El sol brillaba, los pájaros cantaban, el humano se había alejado del cristal que lo emboba y, cuando menos lo esperaban, un halcón bajó del cielo y clavó las garras en la paloma.
El bosquecito que tengo en el traspatio no deja de sorprenderme. Puedo pasar días enteros atrapado en la indigesta revoltura de la realidad virtual, pero cuando levanto la mirada vuelvo a un mundo fascinante cuyos sentidos profundos se me escapan.
El bosquecito tiene un claro que, al llegar la primavera, se llena de nomeolvides. Después hay una hilera de gigantes: unos pinos que jamás pierden el verde y unos arces que se visten y desnudan con el paso de los meses. Más allá hay una colina tupida que se desliza hacia los rieles de un tren sin cuyo paso sedante la vida en Siberia sería muy distinta.
Perdido en contemplaciones, me pregunto por qué en el país de los colombios la gente está apiñada en dos o tres ciudades, mientras el resto está casi despoblado. La causa la conozco. Lo que no entiendo es por qué no ha prosperado la idea simple y justa de que hay espacio para todos, que cada uno podría tener un bosquecito, si los crueles saqueadores no quisieran aferrarse a más de lo que sus manos son capaces de abarcar. Imagino –como el olvidado Felipe Pérez– un país de ciudades bordeando los ríos, visitadas por trenes cantores, y donde la vida de todos fuera digna. Pero después comprendo que para tener el lujo que ahora tengo era preciso irse muy lejos.

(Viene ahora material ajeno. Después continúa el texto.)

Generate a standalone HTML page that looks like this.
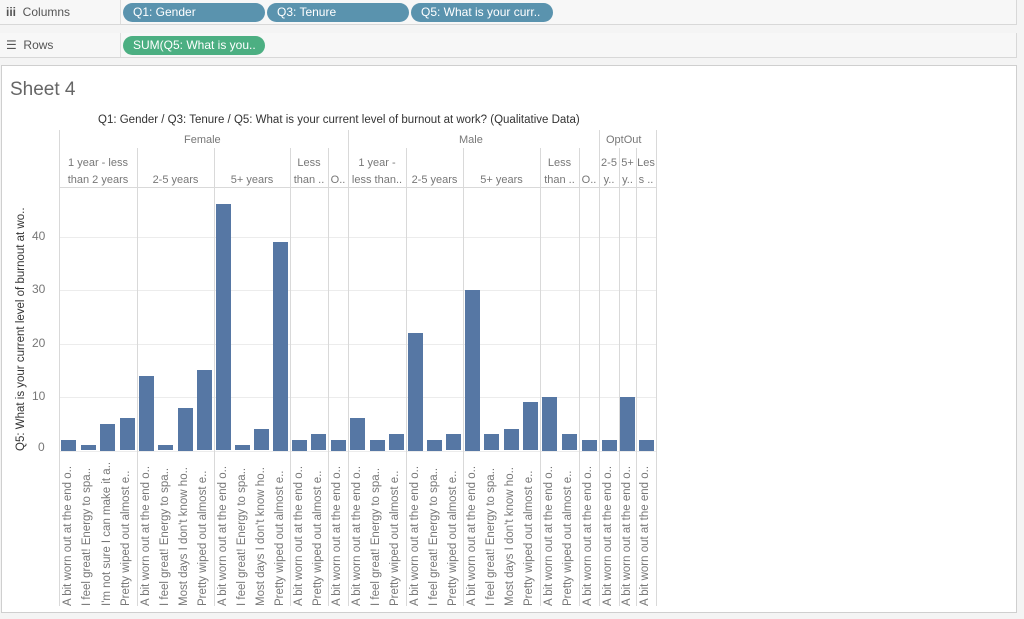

Mi bosque me ha enseñado la belleza de los ciclos. En octubre se enciende en colores de fuego, antes de que los árboles eleven al cielo sus ramas desnudas. Luego se viste de blanco inmaculado, como de mundo recién creado. Después estalla en verdes y flores de colores. Pero sería incompleto si no tuviera sus inquietos animales.
El azulejo está gordo y colorado. Primero venía solo y ahora lo hace muy bien acompañado. Al pájaro carpintero no le gustó quedarse sin ese fresno que murió de pie y que tuve que derribar para que no me aplastara la casa. Los zorrillos y el castor regresan cada verano. Las ardillas, los ciervos y las palomas merodean todo el año.

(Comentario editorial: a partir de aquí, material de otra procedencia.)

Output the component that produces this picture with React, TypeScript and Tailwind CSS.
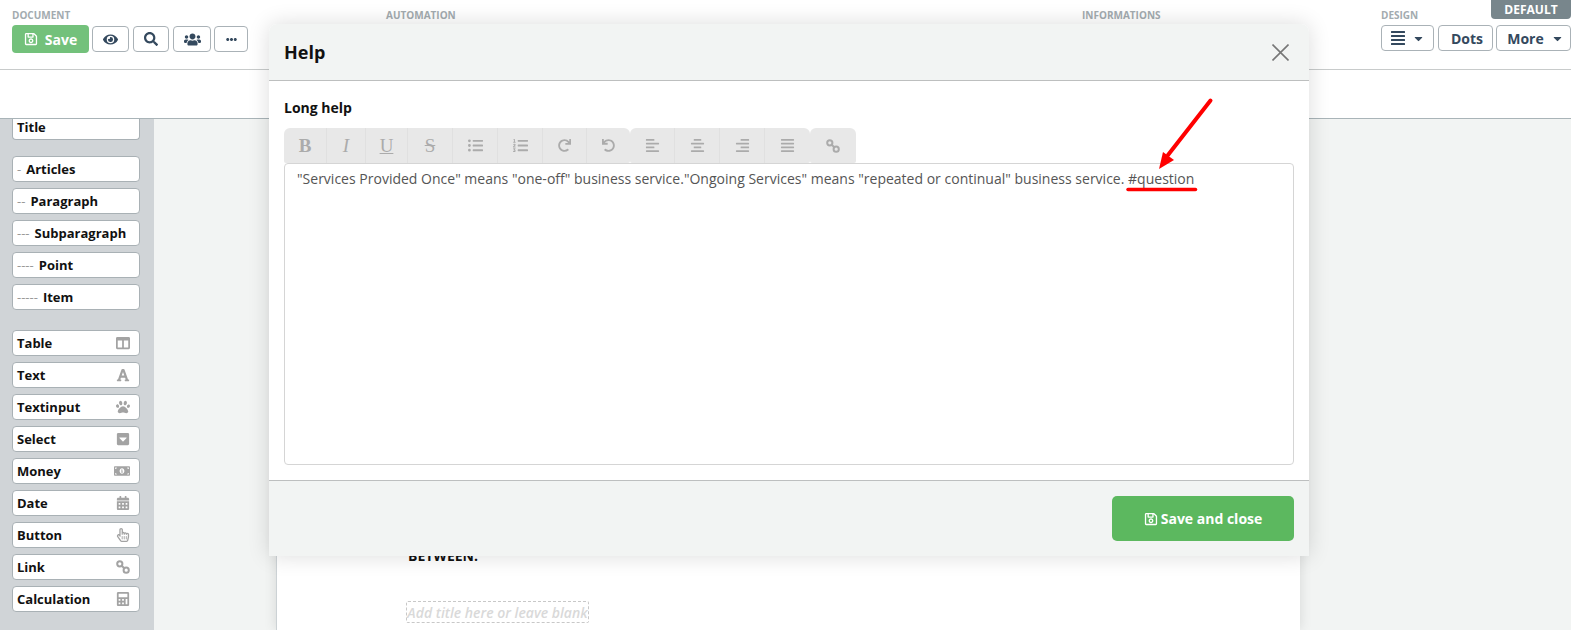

La vida de mi bosque sería idílica si a veces no ocurrieran cosas trágicas. Hace un par de semanas había una paloma en el claro, ocupada en buscar semillitas y granos. Las ardillas saltaban por los alrededores. El sol brillaba, los pájaros cantaban, el humano se había alejado del cristal que lo emboba y, cuando menos lo esperaban, un halcón bajó del cielo y clavó las garras en el cuello y el torso de la paloma.

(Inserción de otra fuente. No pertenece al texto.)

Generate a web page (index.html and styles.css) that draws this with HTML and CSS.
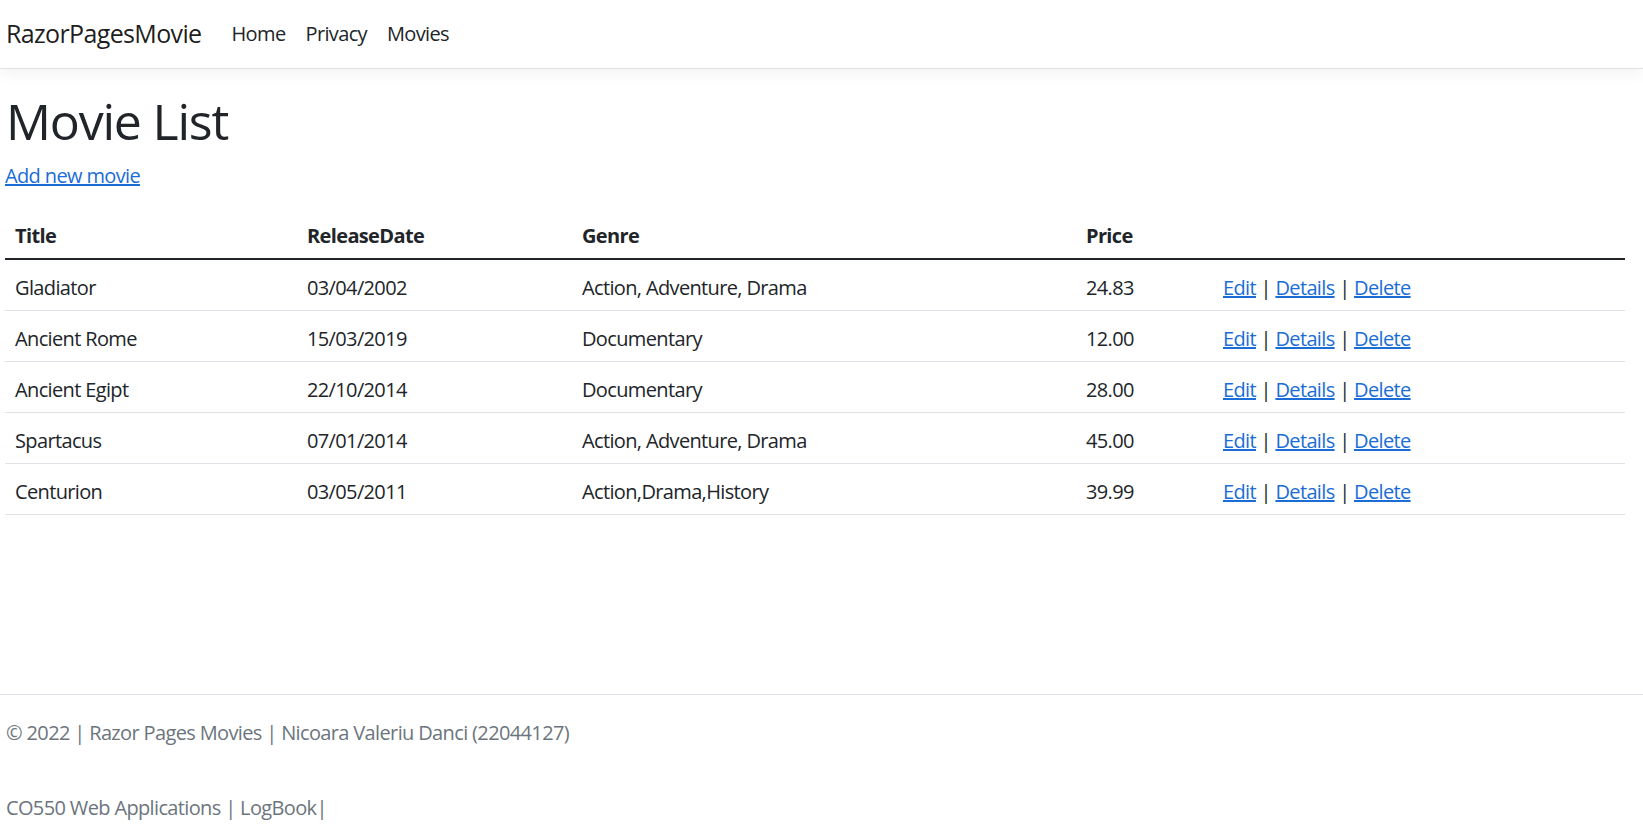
FILE: index.html
```html
<!DOCTYPE html>
<html lang="en">
<head>
<meta charset="utf-8">
<title>Movie List - RazorPagesMovie</title>
<link rel="stylesheet" href="styles.css">
</head>
<body>
<header class="navbar">
  <a class="brand" href="#">RazorPagesMovie</a>
  <nav class="nav">
    <a class="nav-link" href="#">Home</a>
    <a class="nav-link" href="#">Privacy</a>
    <a class="nav-link" href="#">Movies</a>
  </nav>
</header>
<main class="main">
  <h1 class="title">Movie List</h1>
  <p class="add"><a href="#" class="link">Add new movie</a></p>
  <table class="table">
    <colgroup>
      <col class="col-title">
      <col class="col-date">
      <col class="col-genre">
      <col class="col-price">
      <col class="col-actions">
    </colgroup>
    <thead>
      <tr><th>Title</th><th>ReleaseDate</th><th>Genre</th><th>Price</th><th></th></tr>
    </thead>
    <tbody>
      <tr><td>Gladiator</td><td>03/04/2002</td><td>Action, Adventure, Drama</td><td>24.83</td><td><a href="#" class="link">Edit</a> | <a href="#" class="link">Details</a> | <a href="#" class="link">Delete</a></td></tr>
      <tr><td>Ancient Rome</td><td>15/03/2019</td><td>Documentary</td><td>12.00</td><td><a href="#" class="link">Edit</a> | <a href="#" class="link">Details</a> | <a href="#" class="link">Delete</a></td></tr>
      <tr><td>Ancient Egipt</td><td>22/10/2014</td><td>Documentary</td><td>28.00</td><td><a href="#" class="link">Edit</a> | <a href="#" class="link">Details</a> | <a href="#" class="link">Delete</a></td></tr>
      <tr><td>Spartacus</td><td>07/01/2014</td><td>Action, Adventure, Drama</td><td>45.00</td><td><a href="#" class="link">Edit</a> | <a href="#" class="link">Details</a> | <a href="#" class="link">Delete</a></td></tr>
      <tr><td>Centurion</td><td>03/05/2011</td><td>Action,Drama,History</td><td>39.99</td><td><a href="#" class="link">Edit</a> | <a href="#" class="link">Details</a> | <a href="#" class="link">Delete</a></td></tr>
    </tbody>
  </table>
</main>
<footer class="footer">
  <div class="footer-line">© 2022 | Razor Pages Movies | Nicoara Valeriu Danci (22044127)</div>
  <div class="footer-line">CO550 Web Applications | LogBook|</div>
</footer>
</body>
</html>
```
FILE: styles.css
```css
html, body {
  margin: 0;
  height: 100%;
}

body {
  font-family: "Open Sans", "Noto Sans", sans-serif;
  font-size: 20px;
  line-height: 1.5;
  letter-spacing: -0.032em;
  color: #212529;
  background: #fff;
  display: flex;
  flex-direction: column;
  overflow: hidden;
}

.navbar {
  flex-shrink: 0;
  display: flex;
  align-items: center;
  height: 68px;
  padding: 0 5px;
  border-bottom: 1px solid #dee2e6;
  box-shadow: 0 5px 15px rgba(0, 0, 0, 0.05);
  background: #fff;
}

.brand {
  font-size: 25px;
  line-height: 37.5px;
  color: rgba(0, 0, 0, 0.9);
  text-decoration: none;
  margin: 0 20px 0 1px;
}

.nav {
  display: flex;
}

.nav-link {
  padding: 0 10px;
  color: #212529;
  text-decoration: none;
}

.main {
  flex: 1;
  padding: 22px 18px 0 5px;
}

.title {
  font-size: 50px;
  font-weight: 400;
  line-height: 1.2;
  letter-spacing: -0.024em;
  margin: 0 0 10px 1px;
}

.add {
  margin: 2px 0 17px;
}

.link {
  color: #1a6dd6;
  text-decoration: underline;
}

.table {
  width: 100%;
  border-collapse: collapse;
  table-layout: fixed;
}

.col-title { width: 292px; }
.col-date { width: 275px; }
.col-genre { width: 504px; }
.col-price { width: 137px; }

.table th,
.table td {
  padding: 13px 10px 7px;
  text-align: left;
  vertical-align: top;
  white-space: nowrap;
}

.table th {
  font-weight: 700;
  border-bottom: 2px solid #212529;
}

.table td {
  border-bottom: 1px solid #dee2e6;
}

.footer {
  flex-shrink: 0;
  border-top: 1px solid #dee2e6;
  color: #6c757d;
  line-height: 75px;
  padding-left: 6px;
  margin-bottom: -6px;
  white-space: nowrap;
}
```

Hubo un silencio general. La paloma se sacudía con frenesí, pero las garras del halcón la sostenían con firmeza contra el suelo. Una ardilla que estaba cerca se levantó para ver mejor. Vimos extinguir la resistencia de la paloma bajo esa fiera hermosura que apenas entreabría las alas para mantener el equilibrio. Casi era posible oír la fuerza de la vida transmutada. La paloma llevaba un rato muerta cuando el halcón alzó el vuelo con ella entre las garras. Poco a poco, con variada indiferencia, las criaturas del bosque regresamos a nuestras distracciones cotidianas.